Rechtbank Noord-Holland, 03-07-2020, ECLI:NL:RBNHO:2020:4723, AWB - 20 _ 723
Rechtbank Noord-Holland, 03-07-2020, ECLI:NL:RBNHO:2020:4723, AWB - 20 _ 723
Gegevens
- Instantie
- Rechtbank Noord-Holland
- Datum uitspraak
- 3 juli 2020
- Datum publicatie
- 16 juli 2020
- ECLI
- ECLI:NL:RBNHO:2020:4723
- Zaaknummer
- AWB - 20 _ 723
Inhoudsindicatie
Beroep kennelijk niet-ontvankelijk.
Uitspraak
Zittingsplaats Haarlem
Bestuursrecht
zaaknummers: HAA 20/723 en 20/724
en
Procesverloop
Eiser heeft bij brief van 21 november 2019 tegen de beslissing op bezwaar van verweerder van 18 november 2019 een bezwaarschrift inzake de aanslagen Inkomstenbelasting/Premie volksverzekeringen 2015 en premie Zorgverzekeringswet 2015 ingediend bij verweerder.
Verweerder heeft deze brief aangemerkt als beroepschrift en bij brief van 3 februari 2020 op
grond van artikel 6:15 van de Algemene wet bestuursrecht (Awb) ter verdere behandeling
aan deze rechtbank doorgezonden.
Overwegingen
1. De rechtbank doet op grond van artikel 8:54 van de Algemene wet bestuursrecht (Awb) uitspraak zonder zitting.
2. Iemand die beroep instelt, moet op grond van artikel 6:5, tweede lid, van de Awb bij zijn beroepschrift zo mogelijk een kopie van het bestreden besluit bijvoegen. Als dat niet gebeurt, kan de rechtbank na een herstelmogelijkheid het beroep op grond van artikel 6:6 van de Awb niet-ontvankelijk verklaren.
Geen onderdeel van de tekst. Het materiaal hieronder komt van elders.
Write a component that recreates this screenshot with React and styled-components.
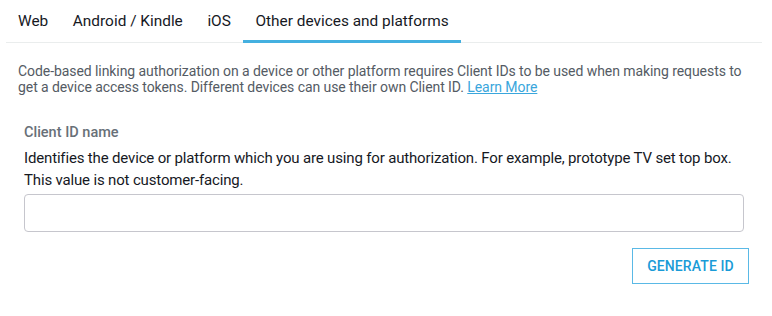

3. Eiser heeft geen kopie van het besluit bijgevoegd bij het beroepschrift. Eiser heeft evenmin het beroepsschrift voorzien van de adresgegevens van eiser en een schriftelijke machtiging overgelegd. De rechtbank heeft eiser bij aangetekende brief van 12 februari 2020 verzocht om binnen vier weken deze verzuimen te herstellen. Hierbij is vermeld dat, indien eiser niet aan dit verzoek voldoet, de beroepen niet-ontvankelijk kunnen worden verklaard. Nader onderzoek in het Track & Trace-systeem van PostNL heeft uitgewezen dat deze brief op 13 februari 2020 is bezorgd en dat voor ontvangst is getekend. Eiser heeft niet gereageerd.
4. Eiser heeft geen reden gegeven voor deze verzuimen. Er is dus niet gebleken van een verontschuldiging.
5. De beroepen zijn daarom kennelijk niet-ontvankelijk.
6. Voor een proceskostenveroordeling bestaat geen aanleiding.
Beslissing
De rechtbank verklaart de beroepen niet-ontvankelijk.
Deze uitspraak is gedaan door mr. M.C. van As, rechter, in aanwezigheid van M. van der Elst, griffier. Deze uitspraak is gedaan op 3 juli 2020. Als gevolg van maatregelen rondom het coronavirus is deze uitspraak niet uitgesproken op een openbare uitsprakenzitting. Zodra het openbaar uitspreken weer mogelijk is, wordt deze uitspraak, voor zover nodig, alsnog in het openbaar uitgesproken.